This patch adds support for macvlan hardware offload (l2-fwd-offload)
feature using the XL710's macvlan-to-queue filtering machanism.  These
are most useful for supporting separate mac addresses for Container
virtualization using Docker and similar configurations.

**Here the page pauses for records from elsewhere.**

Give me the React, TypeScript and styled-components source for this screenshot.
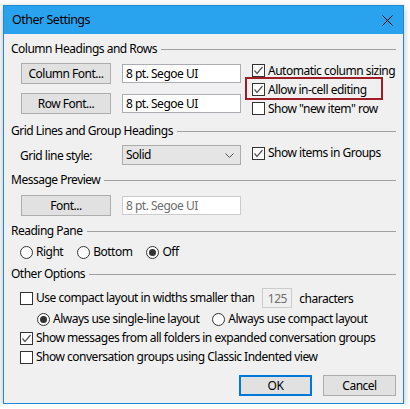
import React from "react";
import styled, { createGlobalStyle } from "styled-components";

const GlobalStyle = createGlobalStyle`
  html, body { margin: 0; padding: 0; background: #ffffff; }
  body {
    font-family: "Noto Sans", "Open Sans", "Liberation Sans", sans-serif;
    font-size: 12px;
    letter-spacing: -0.5px;
    color: #000;
  }
  * { box-sizing: border-box; }
`;

const Desktop = styled.div`
  padding: 5px 0 0 3px;
`;

const Window = styled.div`
  width: 401px;
  height: 399px;
  border: 1px solid #1c8ad9;
  box-shadow: 0 2px 7px rgba(0, 0, 0, 0.28);
  display: flex;
  flex-direction: column;
  background: #f0f0f0;
`;

const TitleBar = styled.div`
  height: 28px;
  background: #2aa3ef;
  display: flex;
  align-items: center;
  justify-content: space-between;
  padding: 0 10px 0 8px;
`;

const Title = styled.span`
  font-size: 12.5px;
  letter-spacing: -0.5px;
  line-height: 16px;
`;

const Body = styled.div`
  flex: 1;
  display: flex;
  flex-direction: column;
  padding: 7px 7px 0 7px;
`;

const Heading = styled.div<{ $top: number }>`
  display: flex;
  align-items: center;
  gap: 4px;
  height: 16px;
  line-height: 16px;
  margin-top: ${(p) => p.$top}px;
  white-space: nowrap;
  &::after {
    content: "";
    flex: 1;
    height: 1px;
    background: #a0a0a0;
    margin-top: 1px;
  }
`;

const FontGroup = styled.div`
  display: flex;
  align-items: flex-start;
  margin-top: 4px;
  padding-left: 10px;
  gap: 11px;
`;

const FontGrid = styled.div`
  display: grid;
  grid-template-columns: 90px 119px;
  column-gap: 11px;
  row-gap: 9px;
  align-items: center;
  padding-top: 2px;
`;

const CheckStack = styled.div`
  display: flex;
  flex-direction: column;
  position: relative;
`;

const Row = styled.div<{ $top: number; $indent: number }>`
  display: flex;
  align-items: center;
  margin-top: ${(p) => p.$top}px;
  padding-left: ${(p) => p.$indent}px;
  white-space: nowrap;
`;

const StyleRow = styled.div`
  display: grid;
  grid-template-columns: 90px 119px auto;
  column-gap: 11px;
  align-items: start;
  margin-top: 6px;
  padding-left: 10px;
`;

const FieldLabel = styled.span`
  align-self: center;
  margin-left: -1px;
  line-height: 16px;
  padding-top: 1px;
`;

const PushButton = styled.button<{ $default?: boolean; $w: number }>`
  width: ${(p) => p.$w}px;
  height: 21px;
  padding: 0;
  font: inherit;
  letter-spacing: inherit;
  color: #000;
  background: #e1e1e1;
  border: ${(p) => (p.$default ? "2px solid #0078d7" : "1px solid #adadad")};
  line-height: 16px;
`;

const TextBox = styled.div<{ $disabled?: boolean }>`
  height: 19px;
  width: 119px;
  background: #fff;
  border: 1px solid ${(p) => (p.$disabled ? "#cccccc" : "#abadb3")};
  color: ${(p) => (p.$disabled ? "#6d6d6d" : "#000")};
  padding: 0 3px;
  line-height: 17px;
  white-space: nowrap;
`;

const Combo = styled.div`
  height: 20px;
  width: 119px;
  background: #e5e5e5;
  border: 1px solid #acacac;
  display: flex;
  align-items: center;
  justify-content: space-between;
  padding: 0 6px 0 3px;
  line-height: 16px;
`;

const NumberBox = styled.div`
  width: 30px;
  height: 20px;
  border: 1px solid #cccccc;
  background: #f0f0f0;
  color: #6d6d6d;
  display: flex;
  align-items: center;
  justify-content: center;
  margin: 0 7px 0 8px;
`;

const CheckItem = styled.label<{ $h?: number }>`
  display: flex;
  align-items: center;
  gap: 3px;
  height: ${(p) => p.$h ?? 16}px;
  line-height: 16px;
  white-space: nowrap;
`;

const Box = styled.span`
  width: 13px;
  height: 13px;
  flex: none;
  border: 1px solid #333;
  background: #fff;
  display: flex;
  align-items: center;
  justify-content: center;
`;

const RadioItem = styled.label<{ $gap?: number }>`
  display: flex;
  align-items: center;
  gap: 3px;
  height: 16px;
  line-height: 16px;
  margin-right: ${(p) => p.$gap ?? 0}px;
  white-space: nowrap;
`;

const Circle = styled.span<{ $on?: boolean }>`
  width: 13px;
  height: 13px;
  flex: none;
  border-radius: 50%;
  border: 1px solid #333;
  background: #fff;
  display: flex;
  align-items: center;
  justify-content: center;
  &::after {
    content: "";
    width: 7px;
    height: 7px;
    border-radius: 50%;
    background: ${(p) => (p.$on ? "#333" : "transparent")};
  }
`;

const Highlight = styled.div`
  position: absolute;
  left: -7px;
  top: 16px;
  width: 138px;
  height: 23px;
  border: 2px solid #a01d26;
  pointer-events: none;
`;

const Footer = styled.div`
  display: flex;
  justify-content: flex-end;
  gap: 11px;
  margin-top: 10px;
`;

const Tick = () => (
  <svg width="11" height="11" viewBox="0 0 11 11">
    <polyline points="1.5,5.5 4,8.5 9.5,2" fill="none" stroke="#555" strokeWidth="1.2" />
  </svg>
);

const Checkbox = ({ checked, label, h }: { checked?: boolean; label: string; h?: number }) => (
  <CheckItem $h={h}>
    <Box>{checked && <Tick />}</Box>
    <span>{label}</span>
  </CheckItem>
);

const Radio = ({ on, label, gap }: { on?: boolean; label: string; gap?: number }) => (
  <RadioItem $gap={gap}>
    <Circle $on={on} />
    <span>{label}</span>
  </RadioItem>
);

const CloseIcon = () => (
  <svg width="11" height="11" viewBox="0 0 11 11">
    <path d="M0.5 0.5 L10.5 10.5 M10.5 0.5 L0.5 10.5" stroke="#000" strokeWidth="1" />
  </svg>
);

const Chevron = () => (
  <svg width="9" height="5" viewBox="0 0 9 5">
    <polyline points="0.5,0.5 4.5,4.5 8.5,0.5" fill="none" stroke="#555" strokeWidth="1" />
  </svg>
);

export default function App() {
  return (
    <Desktop>
      <GlobalStyle />
      <Window>
        <TitleBar>
          <Title>Other Settings</Title>
          <CloseIcon />
        </TitleBar>
        <Body>
          <Heading $top={0}>Column Headings and Rows</Heading>
          <FontGroup>
            <FontGrid>
              <PushButton $w={90}>Column Font...</PushButton>
              <TextBox>8 pt. Segoe UI</TextBox>
              <PushButton $w={90}>Row Font...</PushButton>
              <TextBox>8 pt. Segoe UI</TextBox>
            </FontGrid>
            <CheckStack>
              <Checkbox checked label="Automatic column sizing" h={19} />
              <Checkbox checked label="Allow in-cell editing" h={19} />
              <Checkbox label={'Show "new item" row'} h={19} />
              <Highlight />
            </CheckStack>
          </FontGroup>

          <Heading $top={5}>Grid Lines and Group Headings</Heading>
          <StyleRow>
            <FieldLabel>Grid line style:</FieldLabel>
            <Combo>
              <span>Solid</span>
              <Chevron />
            </Combo>
            <Checkbox checked label="Show items in Groups" />
          </StyleRow>

          <Heading $top={7}>Message Preview</Heading>
          <Row $top={7} $indent={10}>
            <PushButton $w={90}>Font...</PushButton>
            <TextBox $disabled style={{ marginLeft: 11 }}>8 pt. Segoe UI</TextBox>
          </Row>

          <Heading $top={7}>Reading Pane</Heading>
          <Row $top={5} $indent={9}>
            <Radio label="Right" gap={14} />
            <Radio label="Bottom" gap={14} />
            <Radio on label="Off" />
          </Row>

          <Heading $top={6}>Other Options</Heading>
          <Row $top={6} $indent={9}>
            <Checkbox label="Use compact layout in widths smaller than" />
            <NumberBox>125</NumberBox>
            <span>characters</span>
          </Row>
          <Row $top={3} $indent={26}>
            <Radio on label="Always use single-line layout" gap={13} />
            <Radio label="Always use compact layout" />
          </Row>
          <Row $top={3} $indent={9}>
            <Checkbox checked label="Show messages from all folders in expanded conversation groups" />
          </Row>
          <Row $top={3} $indent={9}>
            <Checkbox label="Show conversation groups using Classic Indented view" />
          </Row>

          <Footer>
            <PushButton $default $w={73}>OK</PushButton>
            <PushButton $w={73}>Cancel</PushButton>
          </Footer>
        </Body>
      </Window>
    </Desktop>
  );
}
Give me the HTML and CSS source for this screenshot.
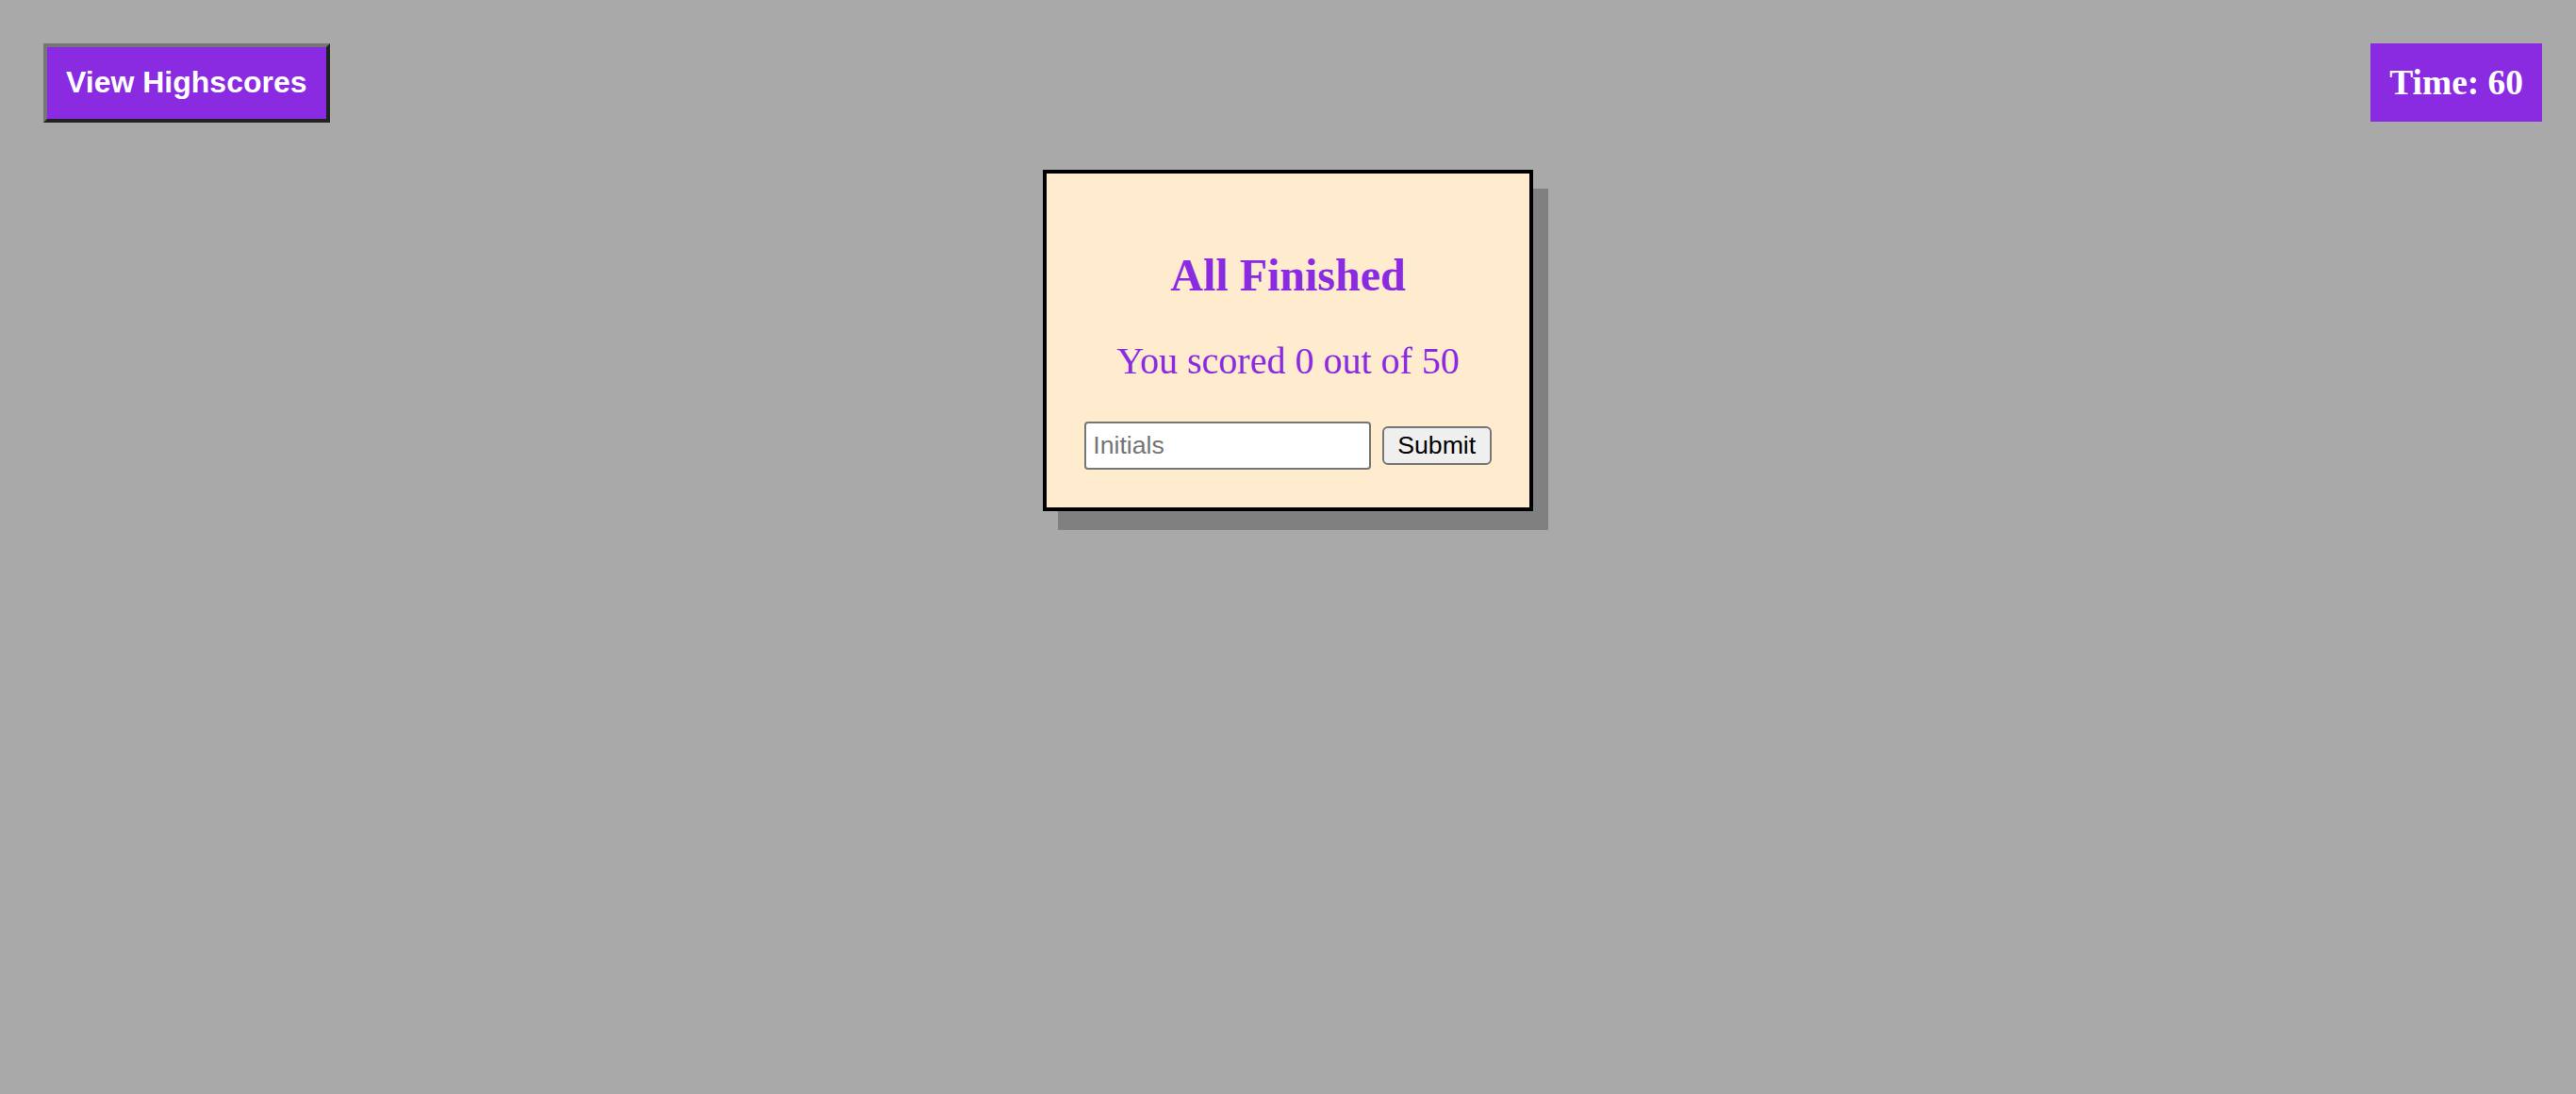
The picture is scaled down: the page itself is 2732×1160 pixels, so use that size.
FILE: index.html
```html
<!DOCTYPE html>
<html lang="en">
<head>
<meta charset="utf-8">
<title>Code Quiz</title>
<link rel="stylesheet" href="styles.css">
</head>
<body>
<header class="top-bar">
  <button class="highscores-btn" type="button">View Highscores</button>
  <h3 class="timer">Time: 60</h3>
</header>
<main class="stage">
  <section class="card">
    <h2 class="card-title">All Finished</h2>
    <p class="card-score">You scored 0 out of 50</p>
    <form class="card-form">
      <input class="initials-input" type="text" placeholder="Initials"> <button class="submit-btn" type="button">Submit</button>
    </form>
  </section>
</main>
</body>
</html>
```

FILE: styles.css
```css
html, body {
  margin: 0;
  padding: 0;
}

body {
  background: #a9a9a9;
  min-height: 1160px;
  font-family: "Liberation Serif", "Times New Roman", serif;
}

.top-bar {
  display: flex;
  justify-content: space-between;
  align-items: flex-start;
  padding: 46px 36px 0 46px;
}

.highscores-btn {
  font-family: "Liberation Sans", Arial, sans-serif;
  font-weight: bold;
  font-size: 32px;
  line-height: 37px;
  color: #ffffff;
  background: #8a2be2;
  padding: 19px 20px 20px 20px;
  border-style: solid;
  border-width: 4px;
  border-color: #767676 #222222 #222222 #767676;
  margin: 0;
  cursor: pointer;
}

.timer {
  margin: 0;
  font-family: "Liberation Serif", "Times New Roman", serif;
  font-weight: bold;
  font-size: 37.44px;
  line-height: 43px;
  color: #ffffff;
  background: #8a2be2;
  padding: 20px 20px;
}

.stage {
  display: flex;
  justify-content: center;
  margin-top: 50px;
}

.card {
  box-sizing: border-box;
  width: 520px;
  background: #ffebcd;
  border: 4px solid #000000;
  box-shadow: 16px 20px 0 #808080;
  padding: 40px 40px 40px;
  text-align: center;
  color: #8a2be2;
}

.card-title {
  margin: 40px 0;
  font-size: 48px;
  font-weight: bold;
}

.card-score {
  margin: 40px 0 41px;
  font-size: 40px;
}

.card-form {
  margin: 0;
  font-family: "Liberation Sans", Arial, sans-serif;
  font-size: 26.67px;
}

.initials-input {
  box-sizing: border-box;
  width: 304px;
  height: 51px;
  padding: 2px 7px;
  border: 2px solid #767676;
  border-radius: 4px;
  background: #ffffff;
  font-family: "Liberation Sans", Arial, sans-serif;
  font-size: 26.67px;
  color: #000000;
  vertical-align: baseline;
}

.initials-input::placeholder {
  color: #757575;
}

.submit-btn {
  box-sizing: border-box;
  width: 116px;
  height: 41px;
  padding: 2px 12px;
  border: 2px solid #767676;
  border-radius: 6px;
  background: #efefef;
  font-family: "Liberation Sans", Arial, sans-serif;
  font-size: 26.67px;
  color: #000000;
  margin-left: 4px;
}
```
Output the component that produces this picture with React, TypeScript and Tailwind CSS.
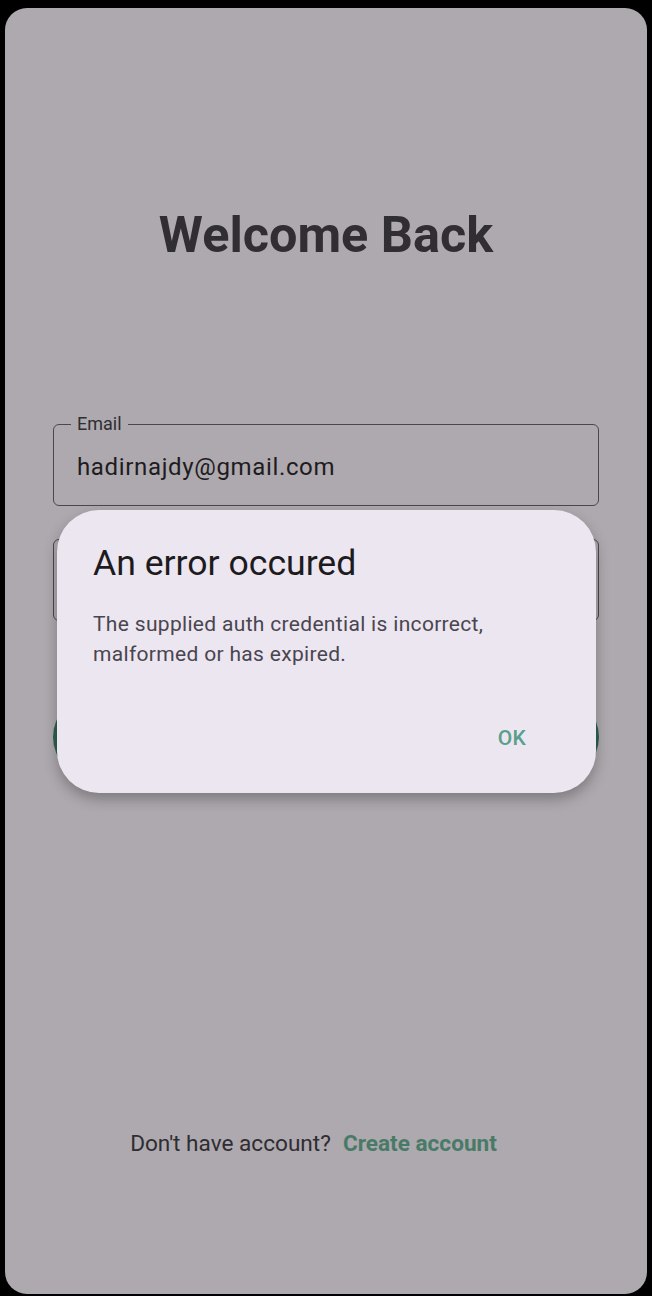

The basic design is to partition off some of the PF's general LAN queues
outside of the standard RSS pool and use them as the offload queues.
This especially makes sense on machines with more than 64 CPUs: since
the RSS pool is limited to a maximum of 64, the queues assigned to the
remaining CPUs essentially go unused.  When on a machine with fewer than
64 CPUs, we shrink the RSS pool and use the upper queues for the offload.

If the user has added Flow Director filters, enabling of macvlan offload
is disallowed.

To use this feature, use ethtool to enable l2-fwd-offload
	ethtool -K ethX l2-fwd-offload on
When the next macvlan devices are created on ethX, the macvlan driver
will automatically attempt to setup the hardweare offload.

Signed-off-by: Shannon Nelson <shannon.nelson@oracle.com>
---
 drivers/net/ethernet/intel/i40e/i40e.h         |   10 +
 drivers/net/ethernet/intel/i40e/i40e_ethtool.c |   15 ++
 drivers/net/ethernet/intel/i40e/i40e_main.c    |  239 +++++++++++++++++++++++-
 drivers/net/ethernet/intel/i40e/i40e_txrx.h    |    1 +
 4 files changed, 264 insertions(+), 1 deletions(-)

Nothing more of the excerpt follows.